• YOUR INSTRUCTIONS: Search the material below for the word "code". Copy every line that has it.

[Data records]
################

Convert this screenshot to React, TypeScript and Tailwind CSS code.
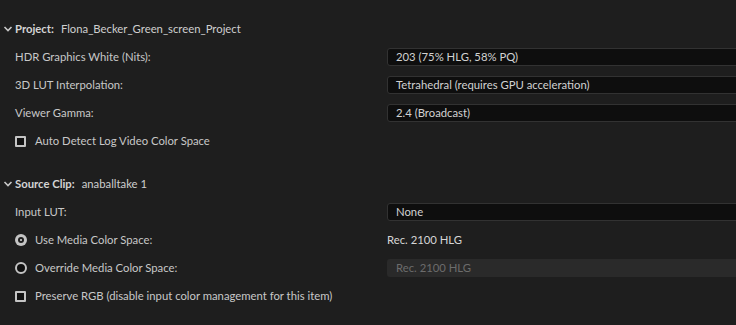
import React from 'react';

function Chevron() {
  return (
    <svg width="10" height="10" viewBox="0 0 10 10" className="mr-[2px] shrink-0">
      <path d="M1.5 3 L5 6.5 L8.5 3" fill="none" stroke="#c8c8c8" strokeWidth="1.6" />
    </svg>
  );
}

function Checkbox() {
  return <span className="w-[11px] h-[11px] border-2 border-[#c4c4c4] bg-[#121212] rounded-[1px] shrink-0" />;
}

function Radio({ on }: { on?: boolean }) {
  return on ? (
    <span className="w-[12px] h-[12px] rounded-full bg-[#c4c4c4] flex items-center justify-center shrink-0">
      <span className="w-[6px] h-[6px] rounded-full bg-[#1e1e1e] flex items-center justify-center">
        <span className="w-[2px] h-[2px] rounded-full bg-[#dcdcdc]" />
      </span>
    </span>
  ) : (
    <span className="w-[12px] h-[12px] rounded-full border-2 border-[#c4c4c4] bg-[#101010] shrink-0" />
  );
}

function Field({ value, disabled }: { value: string; disabled?: boolean }) {
  return (
    <div
      className={
        disabled
          ? 'flex-1 -mr-[40px] h-[18px] rounded-[3px] bg-[#2a2a2a] text-[#6c6c6c] pl-[9px] flex items-center'
          : 'flex-1 -mr-[40px] h-[18px] rounded-[3px] bg-[#0e0e0e] border border-[#323232] text-[#d2d2d2] pl-[8px] flex items-center'
      }
    >
      {value}
    </div>
  );
}

function Row({ label, children }: { label: React.ReactNode; children?: React.ReactNode }) {
  return (
    <div className="h-[28px] flex items-center">
      <div className="w-[387px] shrink-0 pl-[15px] flex items-center whitespace-nowrap">{label}</div>
      {children}
    </div>
  );
}

function Header({ title, value }: { title: string; value: string }) {
  return (
    <div className="h-[28px] flex items-center pl-[3px]">
      <Chevron />
      <span className="font-bold text-[#d4d4d4]">{title}</span>
      <span className="ml-[7px] text-[#cfcfcf]">{value}</span>
    </div>
  );
}

export default function App() {
  return (
    <div
      className="w-[736px] h-[325px] overflow-hidden bg-[#1e1e1e] text-[#c8c8c8] text-[11.3px] pt-[15px]"
      style={{ fontFamily: 'Lato, "Open Sans", sans-serif' }}
    >
      <Header title="Project:" value="Flona_Becker_Green_screen_Project" />
      <Row label="HDR Graphics White (Nits):">
        <Field value="203 (75% HLG, 58% PQ)" />
      </Row>
      <Row label="3D LUT Interpolation:">
        <Field value="Tetrahedral (requires GPU acceleration)" />
      </Row>
      <Row label="Viewer Gamma:">
        <Field value="2.4 (Broadcast)" />
      </Row>
      <Row
        label={
          <>
            <Checkbox />
            <span className="ml-[9px]">Auto Detect Log Video Color Space</span>
          </>
        }
      />

      <div className="h-[15px]" />
      <Header title="Source Clip:" value="anaballtake 1" />
      <Row label="Input LUT:">
        <Field value="None" />
      </Row>
      <Row
        label={
          <>
            <Radio on />
            <span className="ml-[8px]">Use Media Color Space:</span>
          </>
        }
      >
        <div className="flex-1 text-[#d6d6d6]">Rec. 2100 HLG</div>
      </Row>
      <Row
        label={
          <>
            <Radio />
            <span className="ml-[8px]">Override Media Color Space:</span>
          </>
        }
      >
        <Field value="Rec. 2100 HLG" disabled />
      </Row>
      <Row
        label={
          <>
            <Checkbox />
            <span className="ml-[9px]">Preserve RGB (disable input color management for this item)</span>
          </>
        }
      />
    </div>
  );
}
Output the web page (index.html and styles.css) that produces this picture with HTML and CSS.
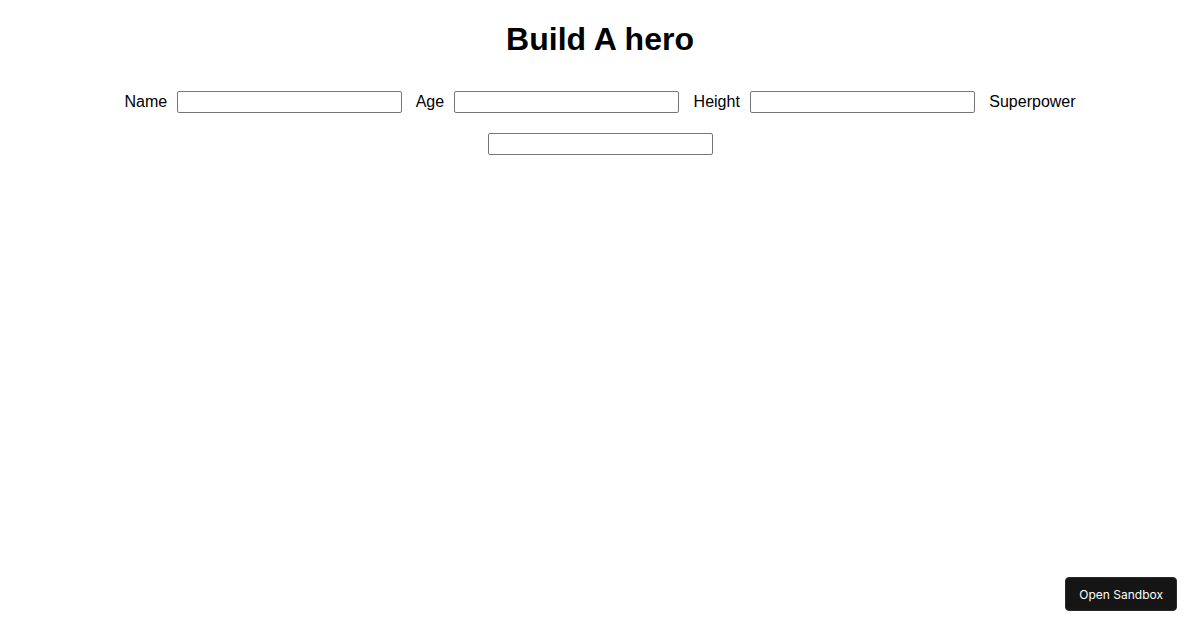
FILE: index.html
```html
<!DOCTYPE html>
<html lang="en">
<head>
<meta charset="utf-8">
<title>Build A hero</title>
<link rel="stylesheet" href="styles.css">
</head>
<body>
<div class="app">
  <h1 class="title">Build A hero</h1>
  <form class="hero-form"><label class="field-label">Name</label><input class="field-input" type="text"> <label class="field-label">Age</label><input class="field-input" type="text"> <label class="field-label">Height</label><input class="field-input" type="text"> <label class="field-label">Superpower</label><input class="field-input" type="text"></form>
</div>
<a class="sandbox-btn" href="#">Open Sandbox</a>
</body>
</html>
```

FILE: styles.css
```css
html {
  background: #ffffff;
}

body {
  margin: 0 8px;
  padding: 0;
  font-family: "Liberation Sans", Arial, sans-serif;
  color: #000000;
}

.app {
  text-align: center;
}

.title {
  font-size: 32px;
  font-weight: bold;
  margin: 21.44px 0;
}

.hero-form {
  margin: 0;
  padding-top: 1px;
  font-size: 16px;
  text-align: center;
}

.field-label {
  font-size: 16px;
}

.field-input {
  display: inline-block;
  box-sizing: border-box;
  width: 225px;
  height: 22px;
  margin: 10px;
  padding: 1px 2px;
  border: 1px solid #767676;
  border-radius: 2px;
  font-family: "Liberation Sans", Arial, sans-serif;
  font-size: 13.33px;
  background: #ffffff;
  vertical-align: baseline;
}

.sandbox-btn {
  position: fixed;
  right: 23px;
  bottom: 19px;
  box-sizing: border-box;
  height: 34px;
  padding: 0 13px;
  display: flex;
  align-items: center;
  background: #151515;
  color: #ffffff;
  border-radius: 4px;
  font-family: Inter, "Liberation Sans", sans-serif;
  font-size: 12px;
  text-decoration: none;
  border: 1px solid #2a2a2a;
}
```
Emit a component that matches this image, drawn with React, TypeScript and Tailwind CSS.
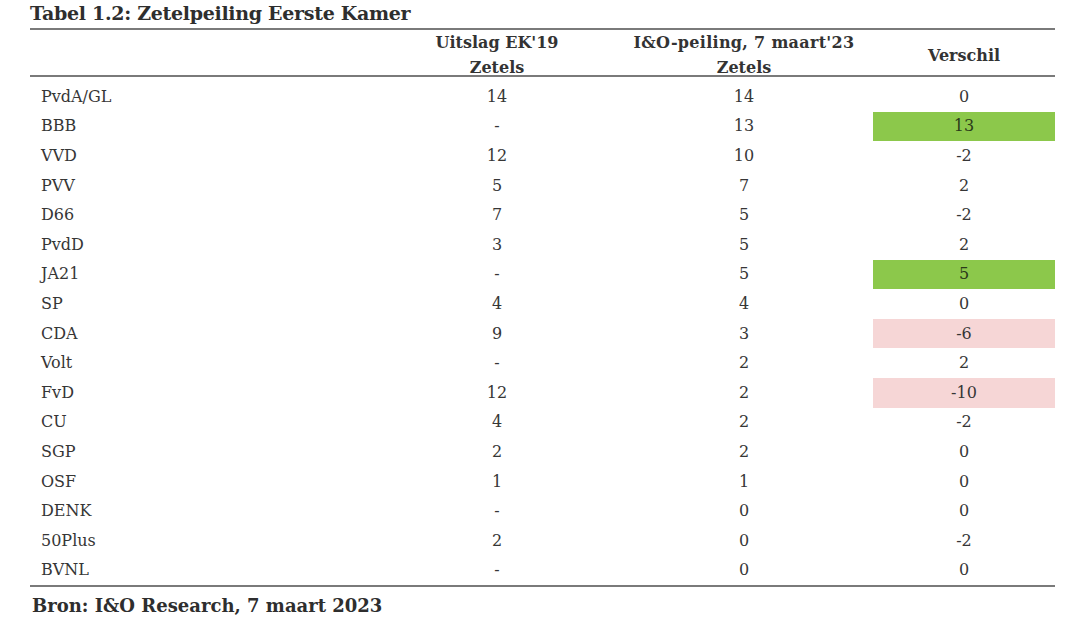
import React from 'react'

type Row = {
    party: string
    ek19: string
    io: string
    diff: string
    tone?: 'up' | 'down'
}

const rows: Row[] = [
    { party: 'PvdA/GL', ek19: '14', io: '14', diff: '0' },
    { party: 'BBB', ek19: '-', io: '13', diff: '13', tone: 'up' },
    { party: 'VVD', ek19: '12', io: '10', diff: '-2' },
    { party: 'PVV', ek19: '5', io: '7', diff: '2' },
    { party: 'D66', ek19: '7', io: '5', diff: '-2' },
    { party: 'PvdD', ek19: '3', io: '5', diff: '2' },
    { party: 'JA21', ek19: '-', io: '5', diff: '5', tone: 'up' },
    { party: 'SP', ek19: '4', io: '4', diff: '0' },
    { party: 'CDA', ek19: '9', io: '3', diff: '-6', tone: 'down' },
    { party: 'Volt', ek19: '-', io: '2', diff: '2' },
    { party: 'FvD', ek19: '12', io: '2', diff: '-10', tone: 'down' },
    { party: 'CU', ek19: '4', io: '2', diff: '-2' },
    { party: 'SGP', ek19: '2', io: '2', diff: '0' },
    { party: 'OSF', ek19: '1', io: '1', diff: '0' },
    { party: 'DENK', ek19: '-', io: '0', diff: '0' },
    { party: '50Plus', ek19: '2', io: '0', diff: '-2' },
    { party: 'BVNL', ek19: '-', io: '0', diff: '0' },
]

const serif = { fontFamily: '"DejaVu Serif", "Liberation Serif", serif' }

export default function App() {
    return (
        <div className="w-[1080px] h-[621px] bg-white text-[#363636] overflow-hidden" style={serif}>
            <div className="pl-[30px] w-[1055px]">
                <h1 className="h-[28px] pt-[1px] text-[19px] leading-[24px] font-bold text-[#2e2e2e] tracking-[-0.3px]">
                    Tabel 1.2: Zetelpeiling Eerste Kamer
                </h1>

                {/* header */}
                <div className="grid grid-cols-[345px_244px_250px_186px] h-[49px] border-y-2 border-[#7a7a7a] text-[16px] leading-[25px] font-bold text-[#333]">
                    <div />
                    <div className="flex flex-col items-center justify-center pb-[1px]">
                        <span>Uitslag EK'19</span>
                        <span>Zetels</span>
                    </div>
                    <div className="flex flex-col items-center justify-center pb-[1px]">
                        <span className="tracking-[0.3px]">I&amp;O-peiling, 7 maart'23</span>
                        <span>Zetels</span>
                    </div>
                    <div className="flex items-center justify-center pl-1">Verschil</div>
                </div>

                {/* body */}
                <div className="pt-[5px] border-b-2 border-[#7a7a7a] text-[16px]">
                    {rows.map(r => (
                        <div key={r.party} className="grid grid-cols-[345px_244px_250px_186px] h-[29.6px] items-stretch">
                            <div className="pl-[11px] flex items-center">{r.party}</div>
                            <div className="flex items-center justify-center">{r.ek19}</div>
                            <div className="flex items-center justify-center">{r.io}</div>
                            <div className="pl-1 flex">
                                <div
                                    className={
                                        'flex-1 flex items-center justify-center ' +
                                        (r.tone === 'up' ? 'bg-[#8cc84b] text-[#2a3a1a]' : r.tone === 'down' ? 'bg-[#f6d6d6]' : '')
                                    }
                                >
                                    {r.diff}
                                </div>
                            </div>
                        </div>
                    ))}
                </div>

                <p className="pt-[7px] pl-[2px] text-[18px] leading-[24px] font-bold text-[#2e2e2e]">
                    Bron: I&amp;O Research, 7 maart 2023
                </p>
            </div>
        </div>
    )
}
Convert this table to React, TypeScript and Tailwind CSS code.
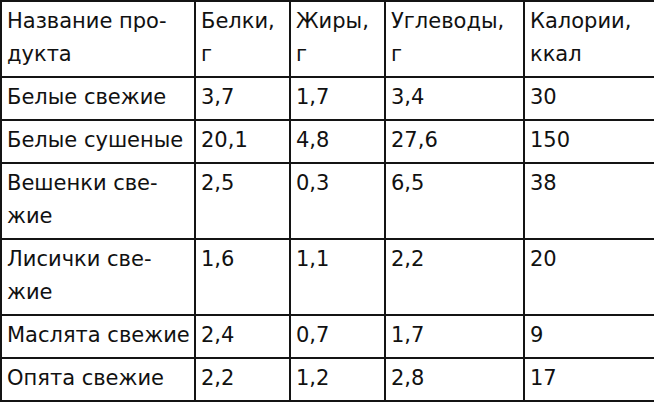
const rows: [React.ReactNode, string, string, string, string][] = [
  ["Белые свежие", "3,7", "1,7", "3,4", "30"],
  ["Белые сушеные", "20,1", "4,8", "27,6", "150"],
  [<>Вешенки све-<br />жие</>, "2,5", "0,3", "6,5", "38"],
  [<>Лисички све-<br />жие</>, "1,6", "1,1", "2,2", "20"],
  ["Маслята свежие", "2,4", "0,7", "1,7", "9"],
  ["Опята свежие", "2,2", "1,2", "2,8", "17"],
];

const cell = "border-[2.5px] border-[#141414] px-[5px] pt-[3px] pb-[5px] align-top whitespace-nowrap";

export default function App() {
  return (
    <div className="w-[654px] h-[404px] bg-white">
      <table
        className="w-[654px] table-fixed border-collapse text-[21px] leading-[33px] text-[#111]"
        style={{ fontFamily: '"DejaVu Sans", sans-serif' }}
      >
        <colgroup>
          <col className="w-[194px]" />
          <col className="w-[95px]" />
          <col className="w-[95px]" />
          <col className="w-[139px]" />
          <col className="w-[131px]" />
        </colgroup>
        <thead>
          <tr>
            <th className={`${cell} text-left font-normal`}>
              Название про-<br />дукта
            </th>
            <th className={`${cell} text-left font-normal`}>
              Белки,<br />г
            </th>
            <th className={`${cell} text-left font-normal`}>
              Жиры,<br />г
            </th>
            <th className={`${cell} text-left font-normal`}>
              Углеводы,<br />г
            </th>
            <th className={`${cell} text-left font-normal`}>
              Калории,<br />ккал
            </th>
          </tr>
        </thead>
        <tbody>
          {rows.map((r, i) => (
            <tr key={i}>
              {r.map((v, j) => (
                <td key={j} className={cell}>
                  {v}
                </td>
              ))}
            </tr>
          ))}
        </tbody>
      </table>
    </div>
  );
}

################

• SOLUTION FOR THIS EXERCISE:
Convert this screenshot to React, TypeScript and Tailwind CSS code.
Convert this table to React, TypeScript and Tailwind CSS code.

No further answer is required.